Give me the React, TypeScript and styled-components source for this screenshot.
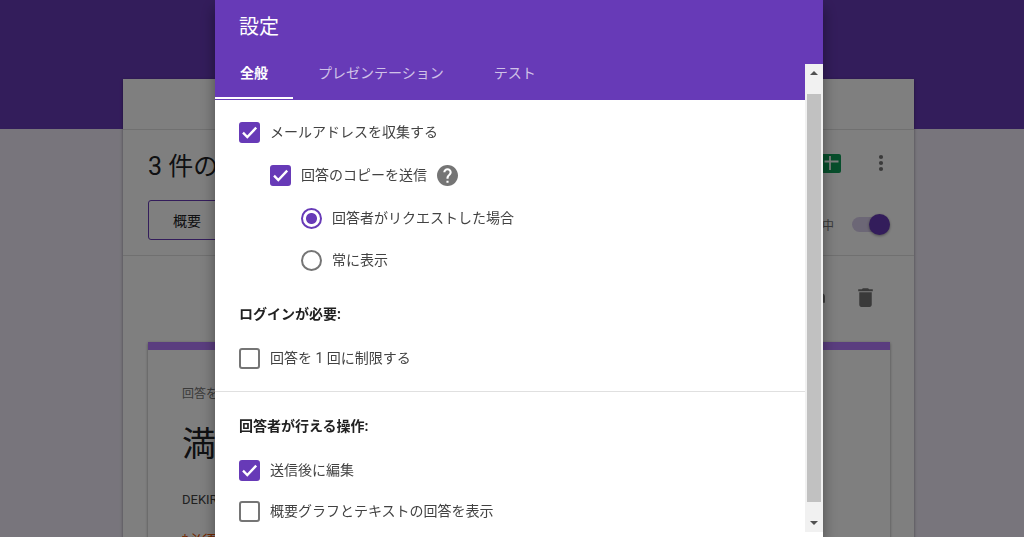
import React from "react";
import styled, { createGlobalStyle } from "styled-components";

const purple = "#673ab7";

const Global = createGlobalStyle`
  * { box-sizing: border-box; }
  body { margin: 0; overflow: hidden; background: #f0ebf8; }
  body, button, input { font-family: Roboto, "Noto Sans CJK JP", sans-serif; }
  h1, h2, h3, p, fieldset { margin: 0; padding: 0; border: 0; min-width: 0; }
`;

const Page = styled.div`
  height: 100vh;
  overflow: hidden;
  padding: 79px 0 0 13px;
  background: linear-gradient(${purple} 129px, #f0ebf8 129px);
`;

const Sheet = styled.main`
  max-width: 791px;
  min-height: 100%;
  margin: 0 auto;
  background: #fff;
  box-shadow: 0 1px 3px rgba(0, 0, 0, 0.4);
`;

const SheetTabs = styled.div`
  height: 51px;
  border-bottom: 1px solid #e0e0e0;
`;

const Summary = styled.header`
  padding: 19px 24px 0 25px;
  border-bottom: 1px solid #e0e0e0;
`;

const Row = styled.div<{ $h: number }>`
  display: flex;
  align-items: center;
  justify-content: space-between;
  height: ${(p) => p.$h}px;
`;

const Count = styled.h1`
  font-size: 25px;
  line-height: 36px;
  font-weight: 400;
  color: #202124;
`;

const Icons = styled.div<{ $gap: number; $raise?: number }>`
  display: flex;
  align-items: center;
  gap: ${(p) => p.$gap}px;
  padding-bottom: ${(p) => p.$raise || 0}px;
`;

const IconButton = styled.button`
  display: flex;
  padding: 0;
  border: 0;
  background: none;
  color: #757575;
`;

const ViewButton = styled.button`
  width: 112px;
  height: 40px;
  padding: 0 24px;
  border: 1px solid ${purple};
  border-radius: 3px;
  background: none;
  color: #202124;
  font-size: 14px;
  text-align: left;
`;

const Accepting = styled.label`
  display: flex;
  align-items: center;
  gap: 18px;
  padding-top: 9px;
  color: #757575;
  font-size: 12px;
`;

const Switch = styled.input`
  appearance: none;
  display: flex;
  align-items: center;
  justify-content: flex-end;
  width: 38px;
  height: 15px;
  margin: 0;
  border-radius: 8px;
  background: #d9cfec;
  &::before {
    content: "";
    width: 21px;
    height: 21px;
    flex: none;
    border-radius: 50%;
    background: ${purple};
    box-shadow: 0 1px 3px rgba(0, 0, 0, 0.4);
  }
`;

const Toolbar = styled.div`
  display: flex;
  justify-content: flex-end;
  align-items: center;
  height: 86px;
  padding: 0 36px 4px 0;
`;

const FormCard = styled.section`
  margin: 0 24px 0 25px;
  height: 300px;
  padding: 34px;
  border-top: 8px solid #b57bff;
  box-shadow: 0 1px 3px rgba(0, 0, 0, 0.4);
`;

const FormNote = styled.p`
  font-size: 12px;
  line-height: 20px;
  color: #757575;
`;

const FormTitle = styled.h2`
  padding: 16px 0 22px;
  font-size: 34px;
  line-height: 48px;
  font-weight: 400;
  color: #202124;
`;

const FormOwner = styled.p`
  font-size: 13px;
  line-height: 20px;
  color: #424242;
`;

const FormWarning = styled.p`
  padding-top: 18px;
  font-size: 14px;
  line-height: 24px;
  color: #e65100;
`;

const Overlay = styled.div`
  position: fixed;
  inset: 0;
  display: flex;
  justify-content: center;
  padding-left: 14px;
  background: rgba(0, 0, 0, 0.5);
`;

const Dialog = styled.div`
  position: relative;
  width: 100%;
  max-width: 608px;
  height: 100%;
  overflow: hidden;
  background: #fff;
  box-shadow: 0 8px 14px rgba(0, 0, 0, 0.4);
`;

const DialogHead = styled.header`
  padding-bottom: 1px;
  background: ${purple};
`;

const DialogTitle = styled.h2`
  padding: 12px 24px 0;
  font-size: 20px;
  line-height: 30px;
  font-weight: 400;
  color: #fff;
`;

const Tabs = styled.div`
  display: flex;
  padding-top: 6px;
`;

const Tab = styled.button<{ $active?: boolean }>`
  height: 51px;
  padding: 0 25px 2px;
  border: 0;
  border-bottom: 2px solid ${(p) => (p.$active ? "#fff" : "transparent")};
  background: none;
  color: ${(p) => (p.$active ? "#fff" : "rgba(255, 255, 255, 0.7)")};
  font-size: 14px;
  font-weight: ${(p) => (p.$active ? 700 : 400)};
  white-space: nowrap;
`;

const Group = styled.fieldset<{ $line?: boolean }>`
  margin-right: 17px;
  padding: 11px 24px 0;
  border-bottom: ${(p) => (p.$line ? "1px solid #e0e0e0" : "0")};
`;

const GroupTitle = styled.h3<{ $top: number }>`
  padding-top: ${(p) => p.$top}px;
  font-size: 14px;
  line-height: 24px;
  font-weight: 700;
  color: #212121;
`;

const Option = styled.label<{ $level?: number; $h?: number }>`
  display: flex;
  align-items: center;
  gap: 10px;
  height: ${(p) => p.$h || 43}px;
  padding-left: ${(p) => (p.$level || 0) * 31}px;
  font-size: 14px;
  color: #424242;
`;

const OptionText = styled.span`
  padding-bottom: 4px;
`;

const Tick = styled.span`
  display: grid;
  width: 21px;
  height: 21px;
  svg { grid-area: 1 / 1; pointer-events: none; }
  input:not(:checked) + svg { display: none; }
`;

const Box = styled.input`
  appearance: none;
  grid-area: 1 / 1;
  width: 21px;
  height: 21px;
  margin: 0;
  border: 2px solid #757575;
  border-radius: 3px;
  &:checked { border-color: ${purple}; background: ${purple}; }
`;

const Radio = styled.input`
  appearance: none;
  width: 21px;
  height: 21px;
  margin: 0;
  border: 2px solid #757575;
  border-radius: 50%;
  &:checked {
    border-color: ${purple};
    background: radial-gradient(circle, ${purple} 5px, transparent 6px);
  }
`;

const Scrollbar = styled.div`
  position: absolute;
  top: 64px;
  right: 0;
  bottom: 5px;
  width: 18px;
  padding: 0 2px;
  display: flex;
  flex-direction: column;
  background: #f1f1f1;
`;

const Arrow = styled.span<{ $down?: boolean }>`
  display: flex;
  align-items: ${(p) => (p.$down ? "flex-end" : "flex-start")};
  justify-content: center;
  height: 30px;
  padding: 7px 0;
`;

const Thumb = styled.span`
  flex: 1;
  background: #c1c1c1;
`;

function Check({ label, checked }: { label: string; checked?: boolean }) {
  return (
    <>
      <Tick>
        <Box type="checkbox" defaultChecked={checked} />
        <svg width="21" height="21" viewBox="0 0 21 21" fill="none" stroke="#fff" strokeWidth="2.4">
          <path d="M4 10.700l4.300 4.300 8.900-9.300" />
        </svg>
      </Tick>
      <OptionText>{label}</OptionText>
    </>
  );
}

export default function App() {
  return (
    <>
      <Global />
      <Page>
        <Sheet>
          <SheetTabs />
          <Summary>
            <Row $h={36}>
              <Count>3 件の回答</Count>
              <Icons $gap={31} $raise={9}>
                <IconButton aria-label="スプレッドシート">
                  <svg width="20" height="20" viewBox="0 0 20 20">
                    <rect width="20" height="19" y="1" rx="2" fill="#0f9d58" />
                    <path d="M3.500 8.500h14M9 3v14" stroke="#fff" strokeWidth="1.8" />
                  </svg>
                </IconButton>
                <IconButton aria-label="その他">
                  <svg width="18" height="24" viewBox="0 0 18 24" fill="currentColor">
                    <circle cx="9" cy="6" r="2.100" /><circle cx="9" cy="12" r="2.100" /><circle cx="9" cy="18" r="2.100" />
                  </svg>
                </IconButton>
              </Icons>
            </Row>
            <Row $h={70}>
              <ViewButton>概要</ViewButton>
              <Accepting>回答を受付中<Switch type="checkbox" role="switch" defaultChecked /></Accepting>
            </Row>
          </Summary>
          <Toolbar>
            <Icons $gap={26}>
              <IconButton aria-label="印刷">
                <svg width="25" height="25" viewBox="0 0 24 24" fill="currentColor">
                  <path d="M19 8H5c-1.66 0-3 1.34-3 3v6h4v4h12v-4h4v-6c0-1.66-1.34-3-3-3zm-3 11H8v-5h8v5zm3-7c-.55 0-1-.45-1-1s.45-1 1-1 1 .45 1 1-.45 1-1 1zm-1-9H6v4h12V3z" />
                </svg>
              </IconButton>
              <IconButton aria-label="削除">
                <svg width="25" height="25" viewBox="0 0 24 24" fill="currentColor">
                  <path d="M6 19c0 1.1.9 2 2 2h8c1.1 0 2-.9 2-2V7H6v12zM19 4h-3.500l-1-1h-5l-1 1H5v2h14V4z" />
                </svg>
              </IconButton>
            </Icons>
          </Toolbar>
          <FormCard>
            <FormNote>回答を</FormNote>
            <FormTitle>満足</FormTitle>
            <FormOwner>DEKIRU</FormOwner>
            <FormWarning>*必須</FormWarning>
          </FormCard>
        </Sheet>
      </Page>
      <Overlay>
        <Dialog role="dialog" aria-labelledby="settings-title">
          <DialogHead>
            <DialogTitle id="settings-title">設定</DialogTitle>
            <Tabs role="tablist">
              <Tab role="tab" aria-selected $active>全般</Tab>
              <Tab role="tab">プレゼンテーション</Tab>
              <Tab role="tab">テスト</Tab>
            </Tabs>
          </DialogHead>
          <Group $line>
            <Option><Check label="メールアドレスを収集する" checked /></Option>
            <Option $level={1}>
              <Check label="回答のコピーを送信" checked />
              <svg width="21" height="21" viewBox="2 2 20 20" fill="#757575">
                <path d="M12 2C6.480 2 2 6.480 2 12s4.480 10 10 10 10-4.480 10-10S17.520 2 12 2zm1 17h-2v-2h2v2zm2.070-7.750l-.9.920C13.450 12.900 13 13.500 13 15h-2v-.5c0-1.100.45-2.100 1.170-2.830l1.240-1.260c.37-.36.590-.86.590-1.410 0-1.100-.9-2-2-2s-2 .9-2 2H8c0-2.210 1.790-4 4-4s4 1.790 4 4c0 .88-.36 1.680-.93 2.250z" />
              </svg>
            </Option>
            <Option $level={2}><Radio type="radio" name="copy" defaultChecked /><OptionText>回答者がリクエストした場合</OptionText></Option>
            <Option $level={2} $h={41}><Radio type="radio" name="copy" /><OptionText>常に表示</OptionText></Option>
            <GroupTitle $top={21}>ログインが必要:</GroupTitle>
            <Option $h={65}><Check label="回答を 1 回に制限する" /></Option>
          </Group>
          <Group>
            <GroupTitle $top={11}>回答者が行える操作:</GroupTitle>
            <Option $h={65}><Check label="送信後に編集" checked /></Option>
            <Option $h={17}><Check label="概要グラフとテキストの回答を表示" /></Option>
          </Group>
          <Scrollbar aria-hidden="true">
            <Arrow><svg width="8" height="4" viewBox="0 0 8 4"><path d="M0 4l4-4 4 4z" fill="#505050" /></svg></Arrow>
            <Thumb />
            <Arrow $down><svg width="8" height="4" viewBox="0 0 8 4"><path d="M0 0l4 4 4-4z" fill="#505050" /></svg></Arrow>
          </Scrollbar>
        </Dialog>
      </Overlay>
    </>
  );
}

------------------------------------------------------------

:: Directions ::
Your task is to pick out every line with the string "React" and copy it.

:: Completed exercise ::
Give me the React, TypeScript and styled-components source for this screenshot.
import React from "react";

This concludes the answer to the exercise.